China's mothers say no to more babies, they can't afford them

China's mothers say no to more babies, they can't afford them

Half of China's working mothers do not want a second child, mainly because of financial pressures, a survey released ahead of Mother's Day has found.

Another 40 per cent said they hoped to have a second child, but dared not to, according to the 2019 working mothers' living condition survey by Chinese recruitment website, which polled 8,739 women over the past two weeks.The biggest obstacle deterring the mothers from having a second child was economic pressure, with 85 per cent saying they could not afford the high cost of raising children.

China's low birth rate has been a top concern for the government since it introduced a universal two-child policy in 2016. After decades of a rigidly enforced restriction on couples to have only one child, the number of newborns has not risen as expected.

Births across the country have continued to fall over the past three years, from 17.86 million in 2016, to 17.23 million in 2017, and 15.23 million last year, according to data from the National Bureau of Statistics.

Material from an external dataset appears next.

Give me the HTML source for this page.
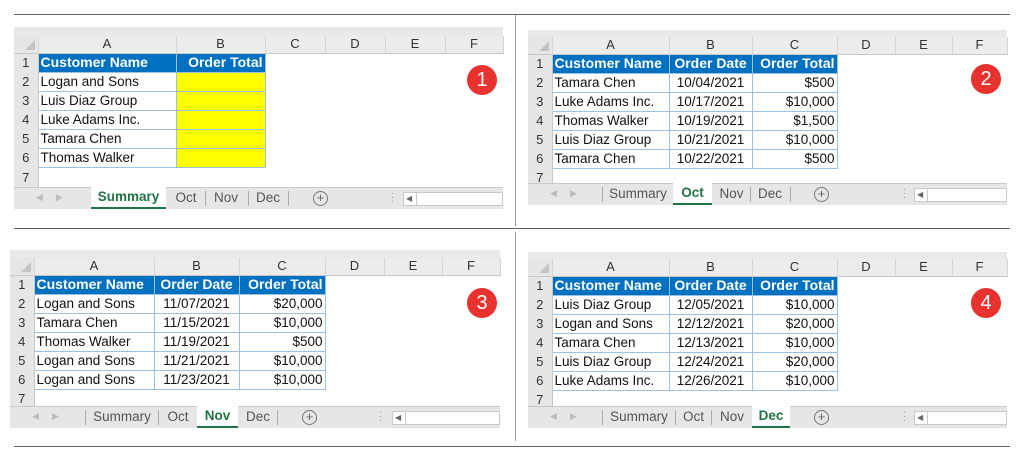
<!DOCTYPE html>
<html><head><meta charset="utf-8"><style>
*{margin:0;padding:0;box-sizing:border-box}
body{width:1024px;height:457px;background:#fff;position:relative;overflow:hidden;font-family:"Liberation Sans",Arial,sans-serif}
.ln{position:absolute;background:#666}
.p{position:absolute;background:#e9e9e9}
table{position:absolute;left:0;border-collapse:collapse;table-layout:fixed;font-size:13.5px;color:#111}
td{white-space:nowrap;overflow:hidden;padding:0 2px;height:19px;line-height:17px;background:#fff}
tr.h td{height:17px;line-height:16px;background:#ececec;color:#333;font-size:13px;text-align:center;border-right:1px solid #d6d6d6;border-bottom:1px solid #c8c8c8}
td.rn{background:#e6e6e6;color:#333;text-align:center;font-size:13px;padding:0;border-right:1px solid #c8c8c8}
tr.h td.cn{background:#e6e6e6;position:relative}
.tri{position:absolute;right:3px;bottom:3px;width:0;height:0;border-left:10px solid transparent;border-bottom:10px solid #c4c4c4}
td.b{background:#0070c0;color:#fff;font-weight:bold;font-size:14px;border-right:1px solid #9bc2e6}
td.d{border:1px solid #9bc2e6}
td.y{background:#ffff00;border:1px solid #9bc2e6}
.r{text-align:right}.c{text-align:center}
.tb{position:absolute;left:0;height:22px;background:#e6e6e6;border-top:1px solid #c8c8c8}
.t{position:absolute;top:0;height:21px;line-height:19px;font-size:13.5px;color:#555;text-align:center}
.s{position:absolute;top:3px;width:1px;height:15px;background:#aaa}
.a{background:#fff;color:#217346;font-weight:bold;border-bottom:2px solid #217346;top:-1px;height:22px}
.ar{position:absolute;top:4px;font-size:9px;color:#bbb}
.pl{position:absolute;top:3px;width:15px;height:15px;border:1px solid #777;border-radius:50%;color:#666;font-size:13px;line-height:12px;text-align:center}
.dt{position:absolute;top:4px;font-size:10px;color:#999;line-height:4px;width:2px}
.sc{position:absolute;top:4px;height:14px;background:#fff;border:1px solid #c8c8c8}
.sc span{position:absolute;left:2px;top:0;font-size:8px;color:#666;line-height:12px}
.sc i{position:absolute;left:12px;top:0;width:1px;height:12px;background:#c8c8c8}
.bd{position:absolute;width:30px;height:30px;border-radius:50%;background:#e8322f;color:#fff;font-size:20px;text-align:center;line-height:30px}
</style></head><body>
<div class="ln" style="left:14px;top:14px;width:996px;height:1px"></div>
<div class="ln" style="left:14px;top:228px;width:996px;height:1px"></div>
<div class="ln" style="left:14px;top:446px;width:996px;height:1px"></div>
<div class="ln" style="left:515px;top:15px;width:1px;height:211px;background:#999"></div>
<div class="ln" style="left:515px;top:232px;width:1px;height:209px;background:#999"></div>

<!-- Panel 1 -->
<div class="p" style="left:14px;top:27px;width:489px;height:182px">
<table style="top:9px;width:489px">
<colgroup><col style="width:24px"><col style="width:138px"><col style="width:89px"><col style="width:60px"><col style="width:60px"><col style="width:60px"><col style="width:58px"></colgroup>
<tr class="h"><td class="cn"><div class="tri"></div></td><td>A</td><td>B</td><td>C</td><td>D</td><td>E</td><td>F</td></tr>
<tr><td class="rn">1</td><td class="b">Customer Name</td><td class="b r">Order Total</td><td></td><td></td><td></td><td></td></tr>
<tr><td class="rn">2</td><td class="d">Logan and Sons</td><td class="y"></td><td></td><td></td><td></td><td></td></tr>
<tr><td class="rn">3</td><td class="d">Luis Diaz Group</td><td class="y"></td><td></td><td></td><td></td><td></td></tr>
<tr><td class="rn">4</td><td class="d">Luke Adams Inc.</td><td class="y"></td><td></td><td></td><td></td><td></td></tr>
<tr><td class="rn">5</td><td class="d">Tamara Chen</td><td class="y"></td><td></td><td></td><td></td><td></td></tr>
<tr><td class="rn">6</td><td class="d">Thomas Walker</td><td class="y"></td><td></td><td></td><td></td><td></td></tr>
<tr><td class="rn" style="height:20px">7</td><td></td><td></td><td></td><td></td><td></td><td></td></tr>
</table>
<div class="tb" style="top:160px;width:489px">
<span class="ar" style="left:22px">◀</span><span class="ar" style="left:42px">▶</span>
<div class="t a" style="left:77px;width:75px">Summary</div>
<div class="t" style="left:154px;width:36px">Oct</div><div class="s" style="left:191px"></div>
<div class="t" style="left:192px;width:40px">Nov</div><div class="s" style="left:234px"></div>
<div class="t" style="left:235px;width:38px">Dec</div><div class="s" style="left:274px"></div>
<div class="pl" style="left:299px">+</div>
<div class="dt" style="left:377px">·<br>·<br>·</div>
<div class="sc" style="left:389px;width:100px"><span>◀</span><i></i></div>
</div>
</div>
<div class="bd" style="left:467px;top:65px">1</div>

<!-- Panel 2 -->
<div class="p" style="left:528px;top:30px;width:479px;height:175px">
<table style="top:7px;width:479px">
<colgroup><col style="width:24px"><col style="width:117px"><col style="width:83px"><col style="width:85px"><col style="width:58px"><col style="width:57px"><col style="width:55px"></colgroup>
<tr class="h"><td class="cn"><div class="tri"></div></td><td>A</td><td>B</td><td>C</td><td>D</td><td>E</td><td>F</td></tr>
<tr><td class="rn">1</td><td class="b">Customer Name</td><td class="b c">Order Date</td><td class="b r">Order Total</td><td></td><td></td><td></td></tr>
<tr><td class="rn">2</td><td class="d">Tamara Chen</td><td class="d c">10/04/2021</td><td class="d r">$500</td><td></td><td></td><td></td></tr>
<tr><td class="rn">3</td><td class="d">Luke Adams Inc.</td><td class="d c">10/17/2021</td><td class="d r">$10,000</td><td></td><td></td><td></td></tr>
<tr><td class="rn">4</td><td class="d">Thomas Walker</td><td class="d c">10/19/2021</td><td class="d r">$1,500</td><td></td><td></td><td></td></tr>
<tr><td class="rn">5</td><td class="d">Luis Diaz Group</td><td class="d c">10/21/2021</td><td class="d r">$10,000</td><td></td><td></td><td></td></tr>
<tr><td class="rn">6</td><td class="d">Tamara Chen</td><td class="d c">10/22/2021</td><td class="d r">$500</td><td></td><td></td><td></td></tr>
<tr><td class="rn" style="height:18px">7</td><td></td><td></td><td></td><td></td><td></td><td></td></tr>
</table>
<div class="tb" style="top:153px;width:479px">
<span class="ar" style="left:22px">◀</span><span class="ar" style="left:42px">▶</span>
<div class="s" style="left:74px"></div>
<div class="t" style="left:75px;width:70px">Summary</div>
<div class="t a" style="left:145px;width:39px">Oct</div>
<div class="t" style="left:185px;width:37px">Nov</div><div class="s" style="left:222px"></div>
<div class="t" style="left:223px;width:38px">Dec</div><div class="s" style="left:262px"></div>
<div class="pl" style="left:286px">+</div>
<div class="dt" style="left:375px">·<br>·<br>·</div>
<div class="sc" style="left:386px;width:93px"><span>◀</span><i></i></div>
</div>
</div>
<div class="bd" style="left:971px;top:64px">2</div>

<!-- Panel 3 -->
<div class="p" style="left:10px;top:250px;width:490px;height:177px">
<table style="top:8px;width:490px">
<colgroup><col style="width:24px"><col style="width:120px"><col style="width:85px"><col style="width:86px"><col style="width:59px"><col style="width:58px"><col style="width:58px"></colgroup>
<tr class="h"><td class="cn"><div class="tri"></div></td><td>A</td><td>B</td><td>C</td><td>D</td><td>E</td><td>F</td></tr>
<tr><td class="rn">1</td><td class="b">Customer Name</td><td class="b c">Order Date</td><td class="b r">Order Total</td><td></td><td></td><td></td></tr>
<tr><td class="rn">2</td><td class="d">Logan and Sons</td><td class="d c">11/07/2021</td><td class="d r">$20,000</td><td></td><td></td><td></td></tr>
<tr><td class="rn">3</td><td class="d">Tamara Chen</td><td class="d c">11/15/2021</td><td class="d r">$10,000</td><td></td><td></td><td></td></tr>
<tr><td class="rn">4</td><td class="d">Thomas Walker</td><td class="d c">11/19/2021</td><td class="d r">$500</td><td></td><td></td><td></td></tr>
<tr><td class="rn">5</td><td class="d">Logan and Sons</td><td class="d c">11/21/2021</td><td class="d r">$10,000</td><td></td><td></td><td></td></tr>
<tr><td class="rn">6</td><td class="d">Logan and Sons</td><td class="d c">11/23/2021</td><td class="d r">$10,000</td><td></td><td></td><td></td></tr>
<tr><td class="rn" style="height:18px">7</td><td></td><td></td><td></td><td></td><td></td><td></td></tr>
</table>
<div class="tb" style="top:156px;width:490px">
<span class="ar" style="left:22px">◀</span><span class="ar" style="left:42px">▶</span>
<div class="s" style="left:75px"></div>
<div class="t" style="left:76px;width:72px">Summary</div><div class="s" style="left:148px"></div>
<div class="t" style="left:149px;width:38px">Oct</div>
<div class="t a" style="left:187px;width:41px">Nov</div>
<div class="t" style="left:229px;width:38px">Dec</div><div class="s" style="left:267px"></div>
<div class="pl" style="left:292px">+</div>
<div class="dt" style="left:369px">·<br>·<br>·</div>
<div class="sc" style="left:382px;width:108px"><span>◀</span><i></i></div>
</div>
</div>
<div class="bd" style="left:467px;top:288px">3</div>

<!-- Panel 4 -->
<div class="p" style="left:528px;top:252px;width:479px;height:174px">
<table style="top:7px;width:479px">
<colgroup><col style="width:24px"><col style="width:117px"><col style="width:83px"><col style="width:85px"><col style="width:58px"><col style="width:57px"><col style="width:55px"></colgroup>
<tr class="h"><td class="cn"><div class="tri"></div></td><td>A</td><td>B</td><td>C</td><td>D</td><td>E</td><td>F</td></tr>
<tr><td class="rn">1</td><td class="b">Customer Name</td><td class="b c">Order Date</td><td class="b r">Order Total</td><td></td><td></td><td></td></tr>
<tr><td class="rn">2</td><td class="d">Luis Diaz Group</td><td class="d c">12/05/2021</td><td class="d r">$10,000</td><td></td><td></td><td></td></tr>
<tr><td class="rn">3</td><td class="d">Logan and Sons</td><td class="d c">12/12/2021</td><td class="d r">$20,000</td><td></td><td></td><td></td></tr>
<tr><td class="rn">4</td><td class="d">Tamara Chen</td><td class="d c">12/13/2021</td><td class="d r">$10,000</td><td></td><td></td><td></td></tr>
<tr><td class="rn">5</td><td class="d">Luis Diaz Group</td><td class="d c">12/24/2021</td><td class="d r">$20,000</td><td></td><td></td><td></td></tr>
<tr><td class="rn">6</td><td class="d">Luke Adams Inc.</td><td class="d c">12/26/2021</td><td class="d r">$10,000</td><td></td><td></td><td></td></tr>
<tr><td class="rn" style="height:18px">7</td><td></td><td></td><td></td><td></td><td></td><td></td></tr>
</table>
<div class="tb" style="top:154px;width:479px">
<span class="ar" style="left:22px">◀</span><span class="ar" style="left:42px">▶</span>
<div class="s" style="left:74px"></div>
<div class="t" style="left:75px;width:72px">Summary</div><div class="s" style="left:147px"></div>
<div class="t" style="left:148px;width:35px">Oct</div><div class="s" style="left:183px"></div>
<div class="t" style="left:184px;width:40px">Nov</div>
<div class="t a" style="left:224px;width:38px">Dec</div>
<div class="pl" style="left:286px">+</div>
<div class="dt" style="left:375px">·<br>·<br>·</div>
<div class="sc" style="left:386px;width:93px"><span>◀</span><i></i></div>
</div>
</div>
<div class="bd" style="left:971px;top:288px">4</div>
</body></html>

Social demography professor Yang Juhua, from the Centre for Population and Development Studies at Renmin University of China in Beijing, said there were several factors influencing Chinese women's decision to stick to one child, despite the policy relaxation.

"People are reluctant to give birth because of two reasons: no money to raise kids and no people to look after them, especially when the babies are too young to be admitted to kindergartens," she said.

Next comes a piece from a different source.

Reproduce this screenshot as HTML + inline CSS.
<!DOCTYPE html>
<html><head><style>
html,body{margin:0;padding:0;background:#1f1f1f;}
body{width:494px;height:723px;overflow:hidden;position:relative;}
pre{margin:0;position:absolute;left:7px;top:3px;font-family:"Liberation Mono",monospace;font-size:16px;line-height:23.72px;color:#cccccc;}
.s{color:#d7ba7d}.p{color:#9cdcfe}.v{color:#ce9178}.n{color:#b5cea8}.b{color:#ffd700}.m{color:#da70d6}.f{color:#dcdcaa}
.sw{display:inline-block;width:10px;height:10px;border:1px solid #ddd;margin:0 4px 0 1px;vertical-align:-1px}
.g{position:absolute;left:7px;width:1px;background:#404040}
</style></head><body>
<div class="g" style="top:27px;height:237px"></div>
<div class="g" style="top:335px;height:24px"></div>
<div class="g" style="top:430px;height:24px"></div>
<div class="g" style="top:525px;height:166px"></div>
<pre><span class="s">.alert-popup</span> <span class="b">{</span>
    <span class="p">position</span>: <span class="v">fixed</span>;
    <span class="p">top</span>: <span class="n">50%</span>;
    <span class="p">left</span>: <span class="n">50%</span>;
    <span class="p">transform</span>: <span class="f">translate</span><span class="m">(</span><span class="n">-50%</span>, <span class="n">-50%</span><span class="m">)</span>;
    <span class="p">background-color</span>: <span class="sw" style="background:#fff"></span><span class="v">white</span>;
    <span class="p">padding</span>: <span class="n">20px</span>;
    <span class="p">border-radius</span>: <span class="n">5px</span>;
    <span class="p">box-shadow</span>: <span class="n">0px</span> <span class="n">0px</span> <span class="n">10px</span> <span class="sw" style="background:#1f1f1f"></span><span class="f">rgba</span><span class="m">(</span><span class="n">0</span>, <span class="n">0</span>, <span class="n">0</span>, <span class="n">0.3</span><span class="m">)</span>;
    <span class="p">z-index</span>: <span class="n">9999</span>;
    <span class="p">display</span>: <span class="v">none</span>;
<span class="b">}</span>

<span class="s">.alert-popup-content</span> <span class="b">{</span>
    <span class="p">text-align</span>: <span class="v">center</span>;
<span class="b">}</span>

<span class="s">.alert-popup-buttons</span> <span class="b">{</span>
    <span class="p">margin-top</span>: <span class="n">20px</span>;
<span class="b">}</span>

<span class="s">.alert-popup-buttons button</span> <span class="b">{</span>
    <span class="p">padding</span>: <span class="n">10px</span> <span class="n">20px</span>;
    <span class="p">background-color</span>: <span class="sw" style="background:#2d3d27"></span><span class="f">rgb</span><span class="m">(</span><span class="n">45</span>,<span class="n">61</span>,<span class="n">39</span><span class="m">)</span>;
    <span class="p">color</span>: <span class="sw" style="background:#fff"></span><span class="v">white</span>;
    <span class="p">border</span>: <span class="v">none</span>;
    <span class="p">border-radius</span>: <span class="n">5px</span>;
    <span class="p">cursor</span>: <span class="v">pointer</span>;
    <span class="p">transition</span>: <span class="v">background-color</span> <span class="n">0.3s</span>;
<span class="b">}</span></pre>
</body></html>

The economic stress of raising a child was not about basic living costs, but the expense of extracurricular courses and tuition fees at elite private schools, she said.

"Parents have to send their kids to learn various subjects in order to keep up with their peers amid fierce competition. So the kids are called cash-smashers."

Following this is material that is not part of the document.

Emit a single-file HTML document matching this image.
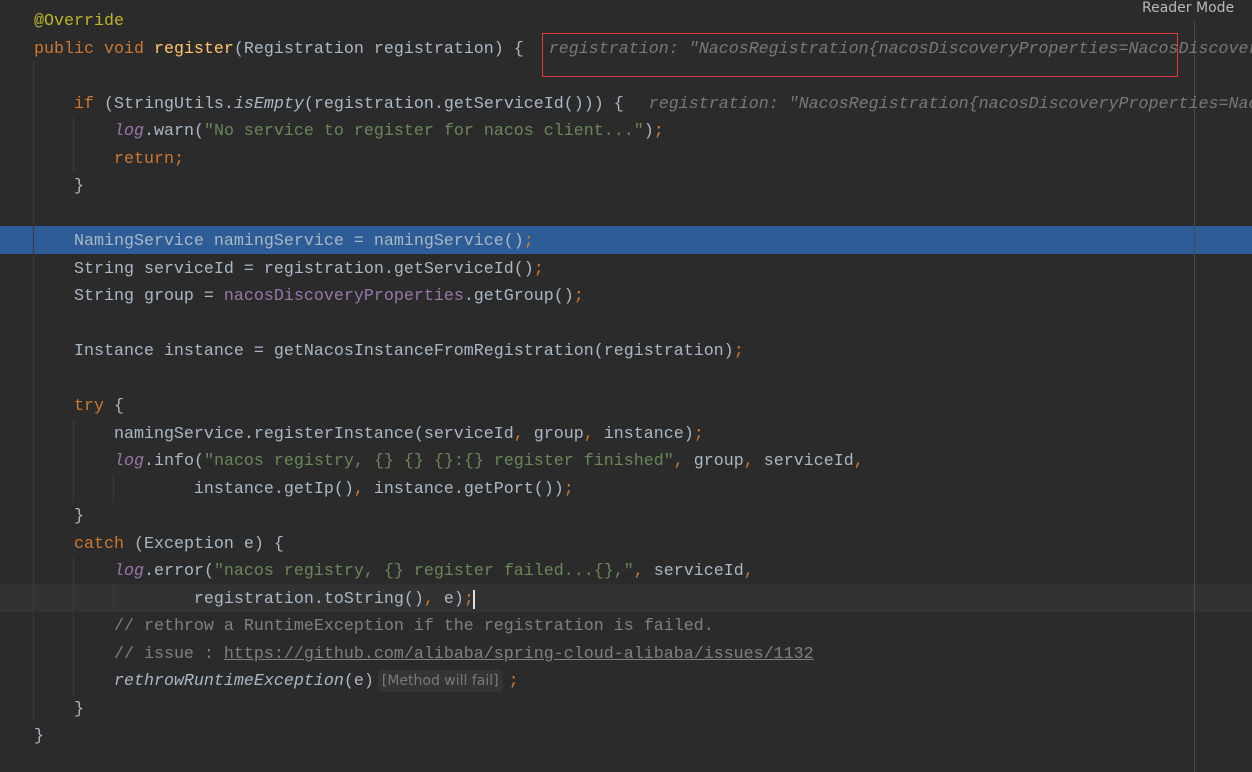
<!DOCTYPE html>
<html><head><meta charset="utf-8"><style>
body{margin:0;width:1252px;height:772px;background:#2b2b2b;overflow:hidden;position:relative;font-family:"Liberation Mono","DejaVu Sans Mono",monospace;font-size:16.67px;color:#a9b7c6}
#w{position:absolute;left:0;top:0;width:1252px;height:772px;overflow:hidden}
.l{position:absolute;left:34px;height:27.5px;line-height:27.5px;white-space:pre;margin-top:2px}
.k{color:#cc7832}.s{color:#6a8759}.a{color:#bbb529}.m{color:#ffc66d}.f{color:#9876aa;font-style:italic}.p{color:#9876aa}.c{color:#808080}.i{font-style:italic}
.h{color:#787878;font-style:italic;margin-left:5px}
.g{position:absolute;width:1px;background:#3b3b3b}
</style></head><body><div id="w">
<div style="position:absolute;left:0;top:226px;width:1252px;height:28px;background:#2d5c96"></div>
<div style="position:absolute;left:0;top:584px;width:1252px;height:28px;background:#323232"></div>
<div style="position:absolute;left:1194px;top:22px;width:1px;height:750px;background:#4a4a4a"></div>
<div class="g" style="left:33px;top:62px;height:660px"></div>
<div class="g" style="left:73px;top:117px;height:55px"></div>
<div class="g" style="left:73px;top:420px;height:82px"></div>
<div class="g" style="left:73px;top:557px;height:140px"></div>
<div class="g" style="left:113px;top:475px;height:27px"></div>
<div class="g" style="left:113px;top:585px;height:27px"></div>
<div style="position:absolute;left:1142px;top:0;font-family:'DejaVu Sans','Liberation Sans',sans-serif;font-size:14px;color:#b8b8b8;line-height:17px">Reader Mode</div>
<div style="position:absolute;left:542px;top:33px;width:634px;height:42px;border:1px solid #e03a3a"></div>

<div class="l" style="top:6px"><span class="a">@Override</span></div>
<div class="l" style="top:34px"><span class="k">public void </span><span class="m">register</span>(Registration registration) {  <span class="h">registration: "NacosRegistration{nacosDiscoveryProperties=NacosDiscoveryProperties</span></div>
<div class="l" style="top:89px">    <span class="k">if </span>(StringUtils.<span class="i">isEmpty</span>(registration.getServiceId())) {  <span class="h">registration: "NacosRegistration{nacosDiscoveryProperties=NacosDisc</span></div>
<div class="l" style="top:116px">        <span class="f">log</span>.warn(<span class="s">"No service to register for nacos client..."</span>)<span class="k">;</span></div>
<div class="l" style="top:144px">        <span class="k">return;</span></div>
<div class="l" style="top:171px">    }</div>
<div class="l" style="top:226px">    NamingService namingService = namingService()<span class="k">;</span></div>
<div class="l" style="top:254px">    String serviceId = registration.getServiceId()<span class="k">;</span></div>
<div class="l" style="top:281px">    String group = <span class="p">nacosDiscoveryProperties</span>.getGroup()<span class="k">;</span></div>
<div class="l" style="top:336px">    Instance instance = getNacosInstanceFromRegistration(registration)<span class="k">;</span></div>
<div class="l" style="top:391px">    <span class="k">try </span>{</div>
<div class="l" style="top:419px">        namingService.registerInstance(serviceId<span class="k">, </span>group<span class="k">, </span>instance)<span class="k">;</span></div>
<div class="l" style="top:446px">        <span class="f">log</span>.info(<span class="s">"nacos registry, {} {} {}:{} register finished"</span><span class="k">, </span>group<span class="k">, </span>serviceId<span class="k">,</span></div>
<div class="l" style="top:474px">                instance.getIp()<span class="k">, </span>instance.getPort())<span class="k">;</span></div>
<div class="l" style="top:501px">    }</div>
<div class="l" style="top:529px">    <span class="k">catch </span>(Exception e) {</div>
<div class="l" style="top:556px">        <span class="f">log</span>.error(<span class="s">"nacos registry, {} register failed...{},"</span><span class="k">, </span>serviceId<span class="k">,</span></div>
<div class="l" style="top:584px">                registration.toString()<span class="k">, </span>e)<span class="k">;</span><span style="border-left:2px solid #ddd;margin-left:-1px"></span></div>
<div class="l" style="top:611px">        <span class="c">// rethrow a RuntimeException if the registration is failed.</span></div>
<div class="l" style="top:639px">        <span class="c">// issue : <u>https://github.com/alibaba/spring-cloud-alibaba/issues/1132</u></span></div>
<div class="l" style="top:666px">        <span class="i">rethrowRuntimeException</span>(e)<span style="display:inline-block;margin:0 6px 0 4px;padding:0 4px;background:#343434;border-radius:4px;color:#7a7a7a;font-family:'DejaVu Sans','Liberation Sans',sans-serif;font-size:14px;line-height:22px">[Method will fail]</span><span class="k">;</span></div>
<div class="l" style="top:694px">    }</div>
<div class="l" style="top:721px">}</div>
</div></body></html>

Doris Ding, a mother of an eight-year-old boy in Shanghai, said she decided years ago not to have another child.

The senior manager at an audit firm and her husband, an IT engineer at a technology company, pay more than 200,000 yuan (US$30,000) a year for their son to attend an international primary school. His after-school classes, which include piano and public speaking, cost another 50,000 yuan a year.

"So it's out of our reach to raise a second kid," Ding said.

Yang said that for many families the second major challenge was an inability to find relatives or other trustworthy people to take care of their children while they were at work.

"Grandparents are too old or not strong enough to do that. We often hear complaints from old people that they are tired of raising the first kid and don't want to help raise the second one. Otherwise, they don't have a personal life at all for many years," she said.

Nurseries providing places for children under the age of three was far from sufficient to resolve the problem, Yang said.

On Thursday, China's executive State Council proposed a raft of policies aimed at easing the childcare burden for new parents, including encouraging companies to set up day care services for children aged three and under, as well as extended childcare and maternity leave.

According to research by Zhu Qin, a professor from the Centre for Population and Development Policy Studies at Shanghai's Fudan University, China's total fertility rate is just 1.54 per woman, putting the country among the lowest birth rates in the world.

As well as the economic factors, Zhu said women were not willing to give birth because of the lack of support from society.

The latest survey from showed only 8 per cent of companies had designated rooms for mothers and infants, while 40 per cent of working mothers said they did not take their legally entitled maternity or breastfeeding leave.

"In big cities, white-collar women face the challenge that their career progress will be affected by having babies," Zhu said.